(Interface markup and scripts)
· · · · ·
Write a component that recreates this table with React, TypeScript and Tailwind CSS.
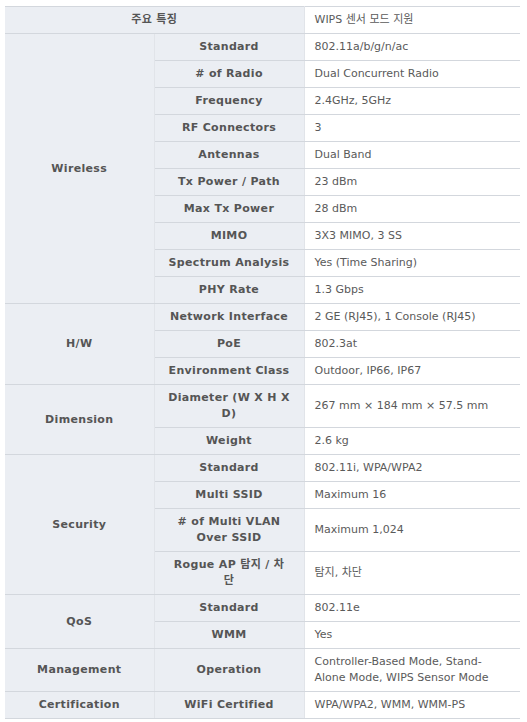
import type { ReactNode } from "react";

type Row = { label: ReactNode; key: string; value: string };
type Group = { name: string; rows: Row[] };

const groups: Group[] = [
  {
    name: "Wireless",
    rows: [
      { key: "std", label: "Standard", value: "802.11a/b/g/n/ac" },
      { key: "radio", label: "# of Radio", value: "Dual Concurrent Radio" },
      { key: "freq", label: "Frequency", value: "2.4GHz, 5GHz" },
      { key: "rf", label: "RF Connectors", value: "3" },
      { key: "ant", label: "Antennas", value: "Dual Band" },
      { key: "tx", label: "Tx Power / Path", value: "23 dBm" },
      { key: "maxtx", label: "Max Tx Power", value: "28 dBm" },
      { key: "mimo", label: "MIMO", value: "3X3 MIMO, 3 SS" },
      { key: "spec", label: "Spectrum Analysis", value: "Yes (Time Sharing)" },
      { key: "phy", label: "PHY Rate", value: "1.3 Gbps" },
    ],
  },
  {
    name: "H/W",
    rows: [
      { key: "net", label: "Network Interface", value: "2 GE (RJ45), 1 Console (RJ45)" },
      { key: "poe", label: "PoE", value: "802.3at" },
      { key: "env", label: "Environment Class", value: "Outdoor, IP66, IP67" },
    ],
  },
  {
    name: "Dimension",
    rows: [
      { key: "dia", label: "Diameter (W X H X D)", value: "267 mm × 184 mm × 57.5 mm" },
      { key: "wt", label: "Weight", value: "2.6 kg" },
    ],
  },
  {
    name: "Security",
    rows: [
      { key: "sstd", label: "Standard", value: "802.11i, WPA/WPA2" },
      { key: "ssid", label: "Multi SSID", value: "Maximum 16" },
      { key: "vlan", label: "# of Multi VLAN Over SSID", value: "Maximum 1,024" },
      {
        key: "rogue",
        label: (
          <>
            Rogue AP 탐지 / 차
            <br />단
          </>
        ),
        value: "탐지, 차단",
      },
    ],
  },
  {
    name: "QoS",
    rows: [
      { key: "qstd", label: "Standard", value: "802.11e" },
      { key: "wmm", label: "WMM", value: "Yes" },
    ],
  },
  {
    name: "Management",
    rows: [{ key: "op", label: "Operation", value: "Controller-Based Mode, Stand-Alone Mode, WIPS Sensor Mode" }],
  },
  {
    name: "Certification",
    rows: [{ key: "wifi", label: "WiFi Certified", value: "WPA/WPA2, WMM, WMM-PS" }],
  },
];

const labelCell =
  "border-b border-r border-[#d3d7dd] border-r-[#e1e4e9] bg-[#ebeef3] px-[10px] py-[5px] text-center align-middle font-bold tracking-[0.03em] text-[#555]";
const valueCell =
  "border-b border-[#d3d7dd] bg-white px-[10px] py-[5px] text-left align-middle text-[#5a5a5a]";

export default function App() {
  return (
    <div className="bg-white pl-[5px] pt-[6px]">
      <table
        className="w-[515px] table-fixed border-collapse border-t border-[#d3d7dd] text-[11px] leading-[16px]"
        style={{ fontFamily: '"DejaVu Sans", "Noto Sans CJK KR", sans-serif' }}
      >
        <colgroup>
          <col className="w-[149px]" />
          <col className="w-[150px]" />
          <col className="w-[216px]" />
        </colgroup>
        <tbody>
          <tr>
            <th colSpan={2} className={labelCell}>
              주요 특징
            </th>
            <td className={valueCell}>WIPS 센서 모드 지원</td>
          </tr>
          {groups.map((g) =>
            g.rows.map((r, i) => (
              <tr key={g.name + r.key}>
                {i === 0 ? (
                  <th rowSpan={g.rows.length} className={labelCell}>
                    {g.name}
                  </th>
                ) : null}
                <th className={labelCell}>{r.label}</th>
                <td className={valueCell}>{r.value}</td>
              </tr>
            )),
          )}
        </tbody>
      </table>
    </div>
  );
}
· · · · ·
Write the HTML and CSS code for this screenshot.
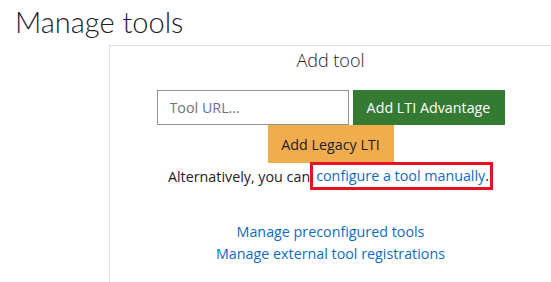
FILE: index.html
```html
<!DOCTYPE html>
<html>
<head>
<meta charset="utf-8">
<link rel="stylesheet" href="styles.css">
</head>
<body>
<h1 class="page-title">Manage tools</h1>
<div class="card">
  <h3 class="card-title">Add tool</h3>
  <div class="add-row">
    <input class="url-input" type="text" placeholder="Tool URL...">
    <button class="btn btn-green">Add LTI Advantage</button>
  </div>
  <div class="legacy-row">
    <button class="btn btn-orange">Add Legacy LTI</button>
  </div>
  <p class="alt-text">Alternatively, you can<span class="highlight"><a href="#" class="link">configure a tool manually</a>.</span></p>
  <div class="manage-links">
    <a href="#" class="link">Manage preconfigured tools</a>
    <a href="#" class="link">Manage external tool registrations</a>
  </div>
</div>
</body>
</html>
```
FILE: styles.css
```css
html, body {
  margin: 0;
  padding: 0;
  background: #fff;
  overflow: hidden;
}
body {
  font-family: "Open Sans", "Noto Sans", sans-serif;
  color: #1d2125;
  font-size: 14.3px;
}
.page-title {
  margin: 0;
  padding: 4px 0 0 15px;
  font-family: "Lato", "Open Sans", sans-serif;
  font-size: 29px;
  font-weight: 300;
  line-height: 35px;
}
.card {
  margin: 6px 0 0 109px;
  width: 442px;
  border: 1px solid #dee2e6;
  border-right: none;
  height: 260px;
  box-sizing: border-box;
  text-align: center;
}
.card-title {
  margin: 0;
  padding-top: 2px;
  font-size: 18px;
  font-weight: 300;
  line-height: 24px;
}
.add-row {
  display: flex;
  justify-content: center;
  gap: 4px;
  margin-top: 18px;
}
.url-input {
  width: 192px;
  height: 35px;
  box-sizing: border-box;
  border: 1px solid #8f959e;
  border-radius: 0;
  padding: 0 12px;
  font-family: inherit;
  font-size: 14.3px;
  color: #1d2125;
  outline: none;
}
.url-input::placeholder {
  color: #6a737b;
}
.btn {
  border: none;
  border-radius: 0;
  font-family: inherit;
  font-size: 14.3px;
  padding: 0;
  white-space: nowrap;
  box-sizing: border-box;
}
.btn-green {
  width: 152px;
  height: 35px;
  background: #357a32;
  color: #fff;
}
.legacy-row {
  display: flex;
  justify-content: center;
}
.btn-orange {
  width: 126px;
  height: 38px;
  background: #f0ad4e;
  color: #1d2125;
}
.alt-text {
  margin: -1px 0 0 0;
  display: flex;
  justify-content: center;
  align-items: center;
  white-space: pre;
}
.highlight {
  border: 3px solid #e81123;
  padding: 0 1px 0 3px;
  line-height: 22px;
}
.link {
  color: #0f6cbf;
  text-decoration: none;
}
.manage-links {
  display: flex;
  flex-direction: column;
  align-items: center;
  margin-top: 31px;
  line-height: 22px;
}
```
· · · · ·
Exercise brief — From the records above, quote word for word only the lines beginning at the line that has "Write a component" and stopping after the line that has "string; rows: Row[]". Omit the pictures.

The result —
Write a component that recreates this table with React, TypeScript and Tailwind CSS.
import type { ReactNode } from "react";

type Row = { label: ReactNode; key: string; value: string };
type Group = { name: string; rows: Row[] };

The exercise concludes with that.